E se alguns magistrados disseram compreender a situação – “se mais não disse, é porque não sabe”, “trata-se de um problema técnico, e não política” -, quer da parte da Associação Sindical de Juízes Portugueses quer da Ordem dos Advogados a reacção às palavras do secretário de Estado foi dura. “É inconcebível que já tenham caído ministros por causa da queda de uma ponte e que, quando o sistema judicial está totalmente em colapso, a senhora ministra não apareça, refugiando-se no seu gabinete", comentou a bastonária dos advogados, Elina Fraga, que chegou a comparar a prolongada enumeração de estatísticas e de medidas do Ministério da Justiça feita pelo secretário de Estado no seu discurso com a actuação do ministro de Saddam Hussein que alegava que tudo estava bem quando Bagdad já estava sob bombardeamento: “Não sabe nada de justiça, não sabe nada do funcionamento dos tribunais, veio fazer uma propaganda miserável". Elina Fraga chamou ainda a atenção para "os milhões de processos ainda em caixotes e nos armazéns dos tribunais, sem que um juiz possa verificar se existe nalgum deles um prazo de caducidade iminente”.

"Precisamos de saber quando recomeça o sistema informático a funcionar, mas o Ministério da Justiça não se compromete", criticou também a secretária-geral da Associação Sindical de Juízes Portugueses, Maria José Costeiro, lamentando que o secretário de Estado António Costa Moura não tenha aproveitado a ocasião para dar esclarecimentos aos magistrados.

“Não podemos continuar neste limbo”, concordava o presidente da associação sindical, Mouraz Lopes, sugerindo, uma vez mais, que, à falta de uma solução tecnológica, a tutela enverede por uma solução legislativa destinada a congelar os prazos legais que estão a correr para os actos judiciais até o problema ser solucionado. “Será em cima de nós, magistrados e advogados, que irão cair os cidadãos quando se aperceberem dos atrasos”, fazia notar o dirigente sindical. “A situação é tão grave que estamos absolutamente perplexos com o que está a acontecer”.

Já o que tira o sono ao presidente do Supremo Tribunal de Justiça, Henriques Gaspar, parece não ser o Citius, mas os caminhos do lucro e o “culto da celeridade” que alguns querem imprimir à justiça.

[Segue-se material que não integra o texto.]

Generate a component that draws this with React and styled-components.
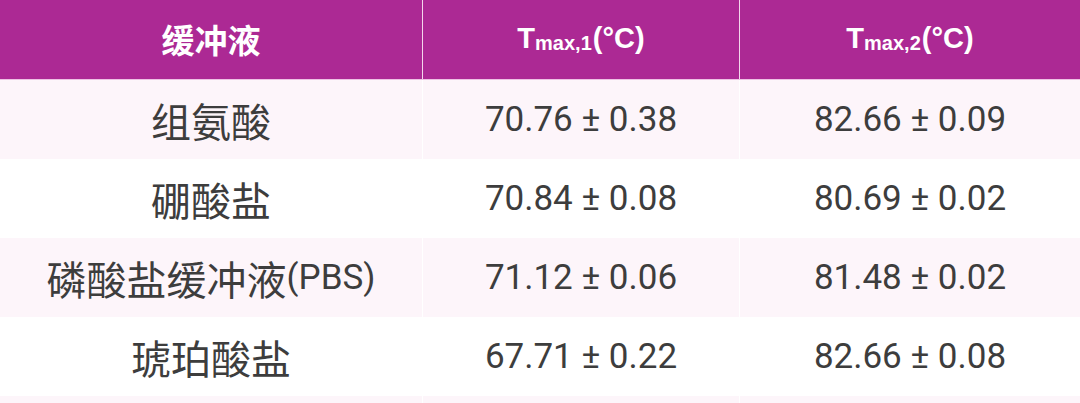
import React from 'react';
import styled, { createGlobalStyle } from 'styled-components';

const GlobalStyle = createGlobalStyle`
  html, body {
    margin: 0;
    padding: 0;
    background: #ffffff;
  }
  body {
    font-family: Roboto, "Liberation Sans", "Noto Sans CJK SC", sans-serif;
  }
`;

const rows = [
  { name: '组氨酸', t1: '70.76 ± 0.38', t2: '82.66 ± 0.09' },
  { name: '硼酸盐', t1: '70.84 ± 0.08', t2: '80.69 ± 0.02' },
  { name: '磷酸盐缓冲液', suffix: '(PBS)', t1: '71.12 ± 0.06', t2: '81.48 ± 0.02' },
  { name: '琥珀酸盐', t1: '67.71 ± 0.22', t2: '82.66 ± 0.08' },
];

const App = () => {
  return (
    <>
      <GlobalStyle />
      <Table>
        <HeaderRow>
          <HeadCell>缓冲液</HeadCell>
          <HeadCell>
            <Latin>T</Latin>
            <Sub>max,1</Sub>
            <Latin>(°C)</Latin>
          </HeadCell>
          <HeadCell>
            <Latin>T</Latin>
            <Sub>max,2</Sub>
            <Latin>(°C)</Latin>
          </HeadCell>
        </HeaderRow>
        {rows.map((row, i) => (
          <Row key={row.name} $striped={i % 2 === 0}>
            <Cell>
              <Name>{row.name}</Name>
              {row.suffix}
            </Cell>
            <Cell>{row.t1}</Cell>
            <Cell>{row.t2}</Cell>
          </Row>
        ))}
        <Row $striped $short>
          <Cell />
          <Cell />
          <Cell />
        </Row>
      </Table>
    </>
  );
};

const Table = styled.div`
  width: 1080px;
  display: flex;
  flex-direction: column;
`;

const HeaderRow = styled.div`
  display: grid;
  grid-template-columns: 422px 317px 1fr;
  height: 79px;
  background: #ac2994;
  border-bottom: 1px solid #eec2e4;
`;

const HeadCell = styled.div`
  display: flex;
  align-items: center;
  justify-content: center;
  color: #ffffff;
  font-family: "Noto Sans CJK SC", sans-serif;
  font-weight: 700;
  font-size: 33px;
  padding-bottom: 2px;

  & + & {
    border-left: 1px solid #f3d6ec;
  }
`;

const Latin = styled.span`
  font-family: "Liberation Sans", Arial, sans-serif;
  font-weight: 700;
  font-size: 29px;
`;

const Sub = styled.span`
  font-family: "Liberation Sans", Arial, sans-serif;
  font-weight: 700;
  font-size: 20px;
  margin-top: 10px;
  margin-right: 1px;
`;

const Row = styled.div`
  display: grid;
  grid-template-columns: 422px 317px 1fr;
  height: ${({ $short }) => ($short ? '8px' : '79px')};
  background: ${({ $striped }) => ($striped ? '#fdf5fa' : '#ffffff')};
`;

const Cell = styled.div`
  display: flex;
  align-items: center;
  justify-content: center;
  color: #3d3d3d;
  font-family: Roboto, "Noto Sans CJK SC", sans-serif;
  font-size: 35px;

  & + & {
    border-left: 1px solid #ffffff;
  }
`;

const Name = styled.span`
  font-family: "Noto Sans CJK SC", sans-serif;
  font-size: 40px;
`;

export default App;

Ora, a protecção de direitos “não é função da economia”, observou. “Será mesmo dispendiosa, e por isso anti-gestionária”. Na sessão solene de abertura do encontro anual dos juízes, organizado todos os anos pelo Conselho Superior da Magistratura, o presidente do Supremo deixou um aviso: a tentação de aplicar à justiça “perspectivas de management próprias dos sectores privados da economia, colocando a ênfase nos resultados e não nos procedimentos”, pode dar mau resultado, porque “a justiça não fabrica produtos para satisfação dos consumidores, nem tem como missão produzir a baixo custo para ter mercado e lucro". Henriques Gaspar afirmou que gostava de banir da esfera da justiça o termo "celeridade": “A justiça não tem que ser 'célere'. Tem que decidir em tempo razoável”, declarou. “Os critérios de tempo e de custo podem fragilizar as identidades judiciárias”.

Se o disse por estar distraído e não ter ouvido o presidente do Supremo ou se decidiu falar para vincar que o Governo tem uma posição diferente não se percebeu: o facto é que o secretário de Estado da Justiça, intervindo pouco depois de Henriques Gaspar, aludiu, precisamente, à necessidade de a justiça portuguesa ser “mais célere e eficaz”.

Em Santarém, falando aos jornalistas, o Presidente da República também disse que "é bom que se dê resposta a críticas que são feitas de que a Justiça não é célere", ou de que a Justiça não é igual para todos, ou que está longe dos cidadãos, ou que não contribui para o desenvolvimento económico e social. Questionado se admitia convocar o Conselho de Estado, por causa dos problemas registados na implementação da reforma do mapa judiciário, como pediu o Sindicato dos Oficiais de Justiça, o Presidente da República considerou a ideia “um absurdo”.

“Nem sempre é possível conseguir que tudo corra de forma perfeita", acrescentou o mais alto magistrado na nação. Os problemas na plataforma informática dos tribunais já levaram o Sindicato dos Oficiais de Justiça, e depois o Partido Socialista, a exigirem a demissão da ministra Paula Teixeira da Cruz.